▶ DATA EXTRACT
_____

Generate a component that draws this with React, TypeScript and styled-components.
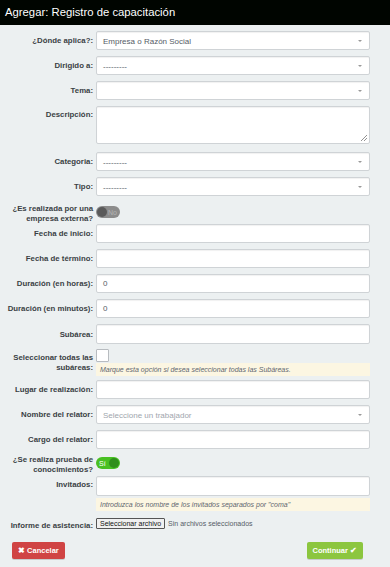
import React, { FC } from "react";
import styled, { createGlobalStyle } from "styled-components";

const GlobalStyle = createGlobalStyle`
  html, body {
    margin: 0;
    padding: 0;
    background: #ecf0f1;
    font-family: "Liberation Sans", Arial, sans-serif;
  }
`;

const StyledPage = styled.div`
  width: 390px;
  min-height: 567px;
  background: #ecf0f1;
`;

const StyledHeader = styled.div`
  height: 25px;
  background: #000500;
  color: #ffffff;
  font-size: 11.3px;
  line-height: 25px;
  padding: 0 5px;
`;

const StyledForm = styled.div`
  display: flex;
  flex-direction: column;
  padding: 6px 20px 0 3px;
`;

const StyledRow = styled.div<{ $gap?: number }>`
  display: grid;
  grid-template-columns: 90px 1fr;
  column-gap: 3px;
  margin-bottom: ${({ $gap }) => $gap ?? 6}px;
`;

const StyledLabel = styled.label<{ $pad?: number }>`
  font-size: 7.8px;
  font-weight: bold;
  color: #3a3f44;
  text-align: right;
  line-height: 10px;
  white-space: nowrap;
  padding-top: ${({ $pad }) => $pad ?? 5}px;
`;

const StyledField = styled.div`
  display: flex;
  flex-direction: column;
  align-items: flex-start;
`;

const StyledInput = styled.div<{ $h?: number }>`
  box-sizing: border-box;
  width: 100%;
  height: ${({ $h }) => $h ?? 19}px;
  background: #fff;
  border: 1px solid #cfd3d6;
  border-radius: 2px;
  box-shadow: inset 0 1px 1px rgba(0, 0, 0, 0.06);
  font-size: 8px;
  color: #555c66;
  padding: 0 6px;
  display: flex;
  align-items: center;
  position: relative;
`;

const StyledSelectText = styled.span<{ $muted?: boolean }>`
  flex: 1;
  color: ${({ $muted }) => ($muted ? "#a0a6ad" : "#555c66")};
  padding-top: 2px;
`;

const StyledArrow = styled.span`
  width: 0;
  height: 0;
  border-left: 2px solid transparent;
  border-right: 2px solid transparent;
  border-top: 2px solid #999;
  margin-right: 1px;
`;

const StyledResize = styled.svg`
  position: absolute;
  right: 2px;
  bottom: 2px;
`;

const StyledToggle = styled.div<{ $on?: boolean }>`
  width: 24px;
  height: 12px;
  border-radius: 6px;
  background: ${({ $on }) => ($on ? "#48c022" : "#8c8c8c")};
  display: flex;
  justify-content: space-between;
  align-items: center;
  padding: ${({ $on }) => ($on ? "0 1px 0 3px" : "0 3px 0 1px")};
  box-sizing: border-box;
  margin-top: 2px;
  font-size: 7px;
  color: ${({ $on }) => ($on ? "#ffffff" : "#b4b4b4")};
`;

const StyledKnob = styled.span<{ $on?: boolean }>`
  width: 10px;
  height: 10px;
  border-radius: 50%;
  background: ${({ $on }) => ($on ? "#2f8f1b" : "#5a5a5a")};
`;

const StyledCheckbox = styled.div`
  width: 11px;
  height: 11px;
  background: #fff;
  border: 1px solid #b8bcc0;
  border-radius: 1px;
`;

const StyledHelp = styled.div<{ $top?: number }>`
  box-sizing: border-box;
  width: 100%;
  background: #fcf6e2;
  font-size: 7px;
  font-style: italic;
  color: #5f6670;
  padding: 3px 4px;
  margin-top: ${({ $top }) => $top ?? 2}px;
`;

const StyledFileRow = styled.div`
  display: flex;
  align-items: center;
  gap: 3px;
  font-size: 7px;
  color: #555c66;
`;

const StyledFileButton = styled.span`
  border: 1px solid #555;
  border-radius: 1px;
  background: #f0f0f0;
  color: #111;
  padding: 1px 3px;
  font-size: 7px;
`;

const StyledActions = styled.div`
  display: flex;
  justify-content: space-between;
  padding: 11px 27px 0 12px;
`;

const StyledButton = styled.span<{ $kind: "danger" | "success" }>`
  height: 17px;
  box-sizing: border-box;
  display: inline-flex;
  align-items: center;
  gap: 2px;
  padding: 0 6px;
  border-radius: 2px;
  font-size: 7.5px;
  font-weight: bold;
  color: #fff;
  background: ${({ $kind }) => ($kind === "danger" ? "#d04444" : "#8cc63f")};
  box-shadow: 0 1px 0 rgba(0, 0, 0, 0.15);
`;

const Select: FC<{ text?: string; muted?: boolean }> = ({ text, muted }) => (
  <StyledInput>
    <StyledSelectText $muted={muted}>{text}</StyledSelectText>
    <StyledArrow />
  </StyledInput>
);

const Row: FC<{ label: React.ReactNode; pad?: number; gap?: number; children: React.ReactNode }> = ({
  label,
  pad,
  gap,
  children,
}) => (
  <StyledRow $gap={gap}>
    <StyledLabel $pad={pad}>{label}</StyledLabel>
    <StyledField>{children}</StyledField>
  </StyledRow>
);

export default function App() {
  return (
    <StyledPage>
      <GlobalStyle />
      <StyledHeader>Agregar: Registro de capacitación</StyledHeader>
      <StyledForm>
        <Row label="¿Dónde aplica?:">
          <Select text="Empresa o Razón Social" />
        </Row>
        <Row label="Dirigido a:">
          <Select text="---------" />
        </Row>
        <Row label="Tema:">
          <Select />
        </Row>
        <Row label="Descripción:" pad={4} gap={8}>
          <StyledInput $h={38}>
            <StyledResize width="6" height="6" viewBox="0 0 6 6">
              <path d="M0 6L6 0M3 6L6 3" stroke="#777" strokeWidth="0.8" />
            </StyledResize>
          </StyledInput>
        </Row>
        <Row label="Categoria:">
          <Select text="---------" />
        </Row>
        <Row label="Tipo:" gap={8}>
          <Select text="---------" />
        </Row>
        <Row label={<>¿Es realizada por una<br />empresa externa?</>} pad={0} gap={0}>
          <StyledToggle>
            <StyledKnob />
            No
          </StyledToggle>
        </Row>
        <Row label="Fecha de inicio:">
          <StyledInput />
        </Row>
        <Row label="Fecha de término:">
          <StyledInput />
        </Row>
        <Row label="Duración (en horas):">
          <StyledInput>0</StyledInput>
        </Row>
        <Row label="Duración (en minutos):">
          <StyledInput>0</StyledInput>
        </Row>
        <Row label="Subárea:" pad={6} gap={5}>
          <StyledInput $h={20} />
        </Row>
        <Row label={<>Seleccionar todas las<br />subáreas:</>} pad={4} gap={4}>
          <StyledCheckbox />
          <StyledHelp $top={1}>
            Marque esta opción si desea seleccionar todas las Subáreas.
          </StyledHelp>
        </Row>
        <Row label="Lugar de realización:">
          <StyledInput />
        </Row>
        <Row label="Nombre del relator:">
          <Select text="Seleccione un trabajador" muted />
        </Row>
        <Row label="Cargo del relator:" gap={6}>
          <StyledInput />
        </Row>
        <Row label={<>¿Se realiza prueba de<br />conocimientos?</>} pad={0} gap={1}>
          <StyledToggle $on>
            Sí
            <StyledKnob $on />
          </StyledToggle>
        </Row>
        <Row label="Invitados:" pad={4} gap={7}>
          <StyledInput $h={20} />
          <StyledHelp>Introduzca los nombre de los invitados separados por "coma"</StyledHelp>
        </Row>
        <Row label="Informe de asistencia:" pad={3} gap={0}>
          <StyledFileRow>
            <StyledFileButton>Seleccionar archivo</StyledFileButton>
            Sin archivos seleccionados
          </StyledFileRow>
        </Row>
      </StyledForm>
      <StyledActions>
        <StyledButton $kind="danger">✖ Cancelar</StyledButton>
        <StyledButton $kind="success">Continuar ✔</StyledButton>
      </StyledActions>
    </StyledPage>
  );
}
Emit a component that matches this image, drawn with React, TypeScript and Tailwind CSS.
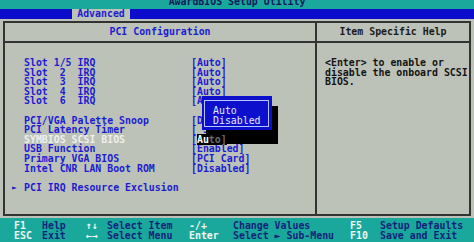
const rows: { label: string; value: string; gap?: boolean; active?: boolean }[] = [
  { label: "Slot 1/5 IRQ", value: "[Auto]" },
  { label: "Slot  2  IRQ", value: "[Auto]" },
  { label: "Slot  3  IRQ", value: "[Auto]" },
  { label: "Slot  4  IRQ", value: "[Auto]" },
  { label: "Slot  6  IRQ", value: "[Auto]" },
  { label: "", value: "", gap: true },
  { label: "PCI/VGA Palette Snoop", value: "[Disabled]" },
  { label: "PCI Latency Timer", value: "[ 32]" },
  { label: "SYMBIOS SCSI BIOS", value: "[Auto]", active: true },
  { label: "USB Function", value: "[Enabled]" },
  { label: "Primary VGA BIOS", value: "[PCI Card]" },
  { label: "Intel CNR LAN Boot ROM", value: "[Disabled]" },
];

const keys = [
  ["F1", "Help", "↑↓", "Select Item", "-/+", "Change Values", "F5", "Setup Defaults"],
  ["ESC", "Exit", "←→", "Select Menu", "Enter", "Select ► Sub-Menu", "F10", "Save and Exit"],
];
const widths = ["w-[28px]", "w-[44px]", "w-[21px]", "w-[82px]", "w-[44px]", "w-[117px]", "w-[30px]", "w-[90px]"];

export default function App() {
  return (
    <div className="w-[474px] h-[242px] flex flex-col bg-[#bcc2b8] font-['DejaVu_Sans_Mono',monospace] text-[9.9px] leading-[9.6px] font-bold overflow-hidden">
      <div className="h-[9px] bg-[#1ba89c] overflow-hidden flex justify-center">
        <span className="-mt-[3px] text-[#0c1a5c] whitespace-pre">AwardBIOS Setup Utility</span>
      </div>
      <div className="h-[10px] bg-[#0c0ccc] flex">
        <div className="ml-[72px] w-[58px] bg-[#bcc2b8] text-[#1c1cd0] flex items-center justify-center">
          Advanced
        </div>
      </div>
      <div className="flex-1 pt-[2px] pb-[2px] pl-[3px] pr-[3px]">
        <div className="h-full border-2 border-[#333] flex">
          <div className="w-[312px] border-r-2 border-[#333] flex flex-col">
            <div className="h-[20px] border-b-2 border-[#333] flex items-center justify-center text-[#1c1cd0]">
              PCI Configuration
            </div>
            <div className="relative flex-1 pl-[19px] pt-[15px] text-[#1c1cd0]">
              {rows.map((r, i) =>
                r.gap ? (
                  <div key={i} className="h-[9.6px]" />
                ) : (
                  <div key={i} className="flex h-[9.6px] whitespace-pre">
                    <span className={`w-[167px] ${r.active ? "text-[#eef0ee]" : ""}`}>{r.label}</span>
                    {r.active ? (
                      <span className="relative z-20">
                        <span>[</span>
                        <span className="bg-black text-white">Au</span>
                        <span className="bg-black text-[#6a6a6a]">to]</span>
                      </span>
                    ) : (
                      <span>{r.value}</span>
                    )}
                  </div>
                )
              )}
              <div className="h-[9.6px]" />
              <div className="flex h-[9.6px] whitespace-pre">
                <span className="w-[12px] -ml-[12px] text-[8px]">►</span>
                <span>PCI IRQ Resource Exclusion</span>
              </div>
              <div className="absolute left-[201px] top-[63px] w-[72px] h-[38px] bg-black z-10" />
              <div className="absolute left-[197px] top-[53px] w-[70px] h-[34px] bg-[#0c10cc] z-30">
                <div className="absolute left-[2px] top-[4px] right-[3px] bottom-[3px] border border-[#b8c4ff]" />
                <div className="absolute left-[11px] top-[10px] font-normal text-[#e4e8ff] whitespace-pre">
                  <div className="h-[9.6px]">Auto</div>
                  <div className="h-[9.6px]">Disabled</div>
                </div>
              </div>
            </div>
          </div>
          <div className="flex-1 flex flex-col">
            <div className="h-[20px] border-b-2 border-[#333] flex items-center justify-center text-[#1a1a1a]">
              Item Specific Help
            </div>
            <div className="pl-[8px] pt-[15px] text-[#141414] whitespace-pre">
              <div className="h-[9.6px]">{"<Enter> to enable or"}</div>
              <div className="h-[9.6px]">disable the onboard SCSI</div>
              <div className="h-[9.6px]">BIOS.</div>
            </div>
          </div>
        </div>
      </div>
      <div className="h-[24px] bg-[#1ba89c] pt-[3px] pl-[14px]">
        {keys.map((row, ri) => (
          <div key={ri} className="flex h-[9.6px] whitespace-pre">
            {row.map((t, ci) => (
              <span
                key={ci}
                className={`${widths[ci]} shrink-0 ${ci % 2 === 0 ? "text-[#f2f6f2]" : "text-[#10237a]"}`}
              >
                {t}
              </span>
            ))}
          </div>
        ))}
      </div>
    </div>
  );
}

_____

▶ SET PROBLEM
Extract all lines that hold the word "this".

▶ COMPLETED TASK
Generate a component that draws this with React, TypeScript and styled-components.
Emit a component that matches this image, drawn with React, TypeScript and Tailwind CSS.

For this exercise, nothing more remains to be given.